**Written task**
Give the data again exactly as written, skipping any pictures.

**Records provided**
- - -

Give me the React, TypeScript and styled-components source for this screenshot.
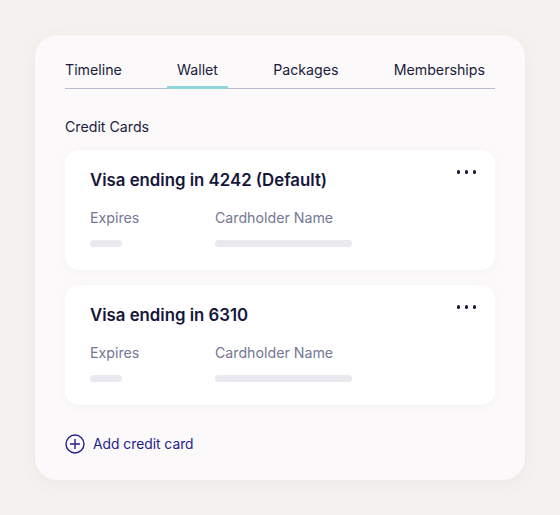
import styled, { createGlobalStyle } from 'styled-components'

const GlobalStyle = createGlobalStyle`
  body {
    margin: 0;
    background: #f4f1ef;
    font-family: Inter, "Noto Sans", sans-serif;
    -webkit-font-smoothing: antialiased;
  }
`

const Page = styled.div`
  padding: 35px;
`

const Panel = styled.div`
  width: 490px;
  height: 445px;
  box-sizing: border-box;
  padding: 25px 30px;
  background: #fbf9f9;
  border-radius: 22px;
  box-shadow: 0 4px 18px rgba(120, 100, 90, 0.06);
`

const TabRow = styled.div`
  display: flex;
  justify-content: space-between;
  border-bottom: 1px solid #b7b8d4;
`

const Tab = styled.div<{ $active?: boolean }>`
  padding: 0 10px 6px;
  font-size: 14.2px;
  line-height: 20px;
  color: #1b1c3e;
  margin-bottom: -1px;
  border-bottom: 3px solid ${(p) => (p.$active ? '#8fd6da' : 'transparent')};
  &:first-child {
    padding-left: 0;
  }
`

const Heading = styled.div`
  margin: 28px 0 13px;
  font-size: 14.2px;
  line-height: 20px;
  color: #1b1c3e;
`

const CardList = styled.div`
  display: flex;
  flex-direction: column;
  gap: 15px;
`

const Card = styled.div`
  position: relative;
  height: 120px;
  box-sizing: border-box;
  padding: 19px 25px;
  background: #ffffff;
  border-radius: 14px;
  box-shadow: 0 2px 10px rgba(90, 80, 110, 0.04);
`

const CardTitle = styled.div`
  font-size: 16.8px;
  font-weight: 600;
  line-height: 22px;
  color: #15163a;
`

const Fields = styled.div`
  display: grid;
  grid-template-columns: 125px auto;
  margin-top: 17px;
`

const Field = styled.div`
  display: flex;
  flex-direction: column;
  gap: 12px;
`

const Label = styled.div`
  font-size: 14.2px;
  line-height: 20px;
  color: #737895;
`

const Skeleton = styled.div<{ $w: number }>`
  width: ${(p) => p.$w}px;
  height: 7px;
  border-radius: 4px;
  background: #e9e9ef;
`

const MoreButton = styled.div`
  position: absolute;
  top: 20px;
  right: 19px;
  display: flex;
  gap: 4.5px;
`

const Dot = styled.span`
  width: 3.5px;
  height: 3.5px;
  border-radius: 50%;
  background: #15163a;
`

const AddLink = styled.div`
  display: flex;
  align-items: center;
  gap: 8px;
  margin-top: 29px;
  font-size: 13.8px;
  line-height: 20px;
  color: #25218c;
`

const cards = [
  { title: 'Visa ending in 4242 (Default)' },
  { title: 'Visa ending in 6310' },
]

export default function App() {
  return (
    <Page>
      <GlobalStyle />
      <Panel>
        <TabRow>
          <Tab>Timeline</Tab>
          <Tab $active>Wallet</Tab>
          <Tab>Packages</Tab>
          <Tab>Memberships</Tab>
        </TabRow>
        <Heading>Credit Cards</Heading>
        <CardList>
          {cards.map((c) => (
            <Card key={c.title}>
              <CardTitle>{c.title}</CardTitle>
              <Fields>
                <Field>
                  <Label>Expires</Label>
                  <Skeleton $w={32} />
                </Field>
                <Field>
                  <Label>Cardholder Name</Label>
                  <Skeleton $w={137} />
                </Field>
              </Fields>
              <MoreButton>
                <Dot />
                <Dot />
                <Dot />
              </MoreButton>
            </Card>
          ))}
        </CardList>
        <AddLink>
          <svg width="20" height="20" viewBox="0 0 20 20" fill="none" stroke="#25218c" strokeWidth="1.4">
            <circle cx="10" cy="10" r="9" />
            <path d="M10 5v10M5 10h10" />
          </svg>
          Add credit card
        </AddLink>
      </Panel>
    </Page>
  )
}
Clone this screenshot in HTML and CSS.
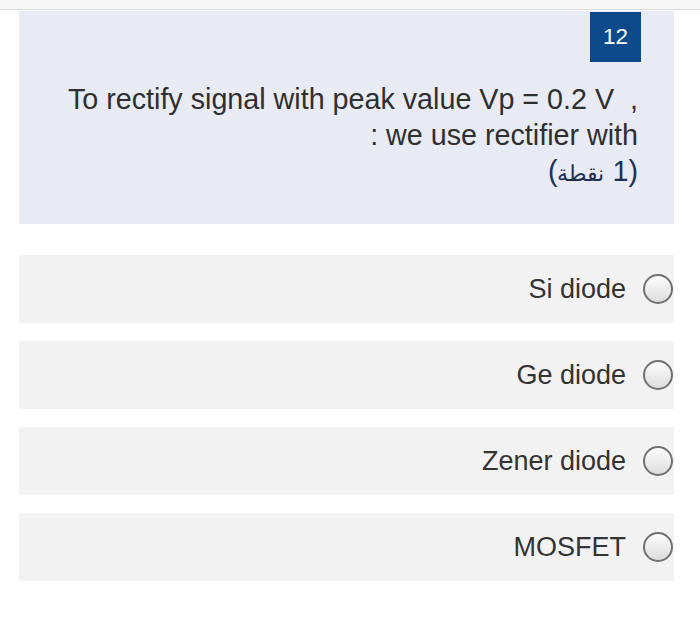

- - -

**Completed exercise**
Give me the React, TypeScript and styled-components source for this screenshot.
import styled, { createGlobalStyle } from 'styled-components'

const GlobalStyle = createGlobalStyle`
  body {
    margin: 0;
    background: #f4f1ef;
    font-family: Inter, "Noto Sans", sans-serif;
    -webkit-font-smoothing: antialiased;
  }
`

const Page = styled.div`
  padding: 35px;
`

const Panel = styled.div`
  width: 490px;
  height: 445px;
  box-sizing: border-box;
  padding: 25px 30px;
  background: #fbf9f9;
  border-radius: 22px;
  box-shadow: 0 4px 18px rgba(120, 100, 90, 0.06);
`

const TabRow = styled.div`
  display: flex;
  justify-content: space-between;
  border-bottom: 1px solid #b7b8d4;
`

const Tab = styled.div<{ $active?: boolean }>`
  padding: 0 10px 6px;
  font-size: 14.2px;
  line-height: 20px;
  color: #1b1c3e;
  margin-bottom: -1px;
  border-bottom: 3px solid ${(p) => (p.$active ? '#8fd6da' : 'transparent')};
  &:first-child {
    padding-left: 0;
  }
`

const Heading = styled.div`
  margin: 28px 0 13px;
  font-size: 14.2px;
  line-height: 20px;
  color: #1b1c3e;
`

const CardList = styled.div`
  display: flex;
  flex-direction: column;
  gap: 15px;
`

const Card = styled.div`
  position: relative;
  height: 120px;
  box-sizing: border-box;
  padding: 19px 25px;
  background: #ffffff;
  border-radius: 14px;
  box-shadow: 0 2px 10px rgba(90, 80, 110, 0.04);
`

const CardTitle = styled.div`
  font-size: 16.8px;
  font-weight: 600;
  line-height: 22px;
  color: #15163a;
`

const Fields = styled.div`
  display: grid;
  grid-template-columns: 125px auto;
  margin-top: 17px;
`

const Field = styled.div`
  display: flex;
  flex-direction: column;
  gap: 12px;
`

const Label = styled.div`
  font-size: 14.2px;
  line-height: 20px;
  color: #737895;
`

const Skeleton = styled.div<{ $w: number }>`
  width: ${(p) => p.$w}px;
  height: 7px;
  border-radius: 4px;
  background: #e9e9ef;
`

const MoreButton = styled.div`
  position: absolute;
  top: 20px;
  right: 19px;
  display: flex;
  gap: 4.5px;
`

const Dot = styled.span`
  width: 3.5px;
  height: 3.5px;
  border-radius: 50%;
  background: #15163a;
`

const AddLink = styled.div`
  display: flex;
  align-items: center;
  gap: 8px;
  margin-top: 29px;
  font-size: 13.8px;
  line-height: 20px;
  color: #25218c;
`

const cards = [
  { title: 'Visa ending in 4242 (Default)' },
  { title: 'Visa ending in 6310' },
]

export default function App() {
  return (
    <Page>
      <GlobalStyle />
      <Panel>
        <TabRow>
          <Tab>Timeline</Tab>
          <Tab $active>Wallet</Tab>
          <Tab>Packages</Tab>
          <Tab>Memberships</Tab>
        </TabRow>
        <Heading>Credit Cards</Heading>
        <CardList>
          {cards.map((c) => (
            <Card key={c.title}>
              <CardTitle>{c.title}</CardTitle>
              <Fields>
                <Field>
                  <Label>Expires</Label>
                  <Skeleton $w={32} />
                </Field>
                <Field>
                  <Label>Cardholder Name</Label>
                  <Skeleton $w={137} />
                </Field>
              </Fields>
              <MoreButton>
                <Dot />
                <Dot />
                <Dot />
              </MoreButton>
            </Card>
          ))}
        </CardList>
        <AddLink>
          <svg width="20" height="20" viewBox="0 0 20 20" fill="none" stroke="#25218c" strokeWidth="1.4">
            <circle cx="10" cy="10" r="9" />
            <path d="M10 5v10M5 10h10" />
          </svg>
          Add credit card
        </AddLink>
      </Panel>
    </Page>
  )
}
Clone this screenshot in HTML and CSS.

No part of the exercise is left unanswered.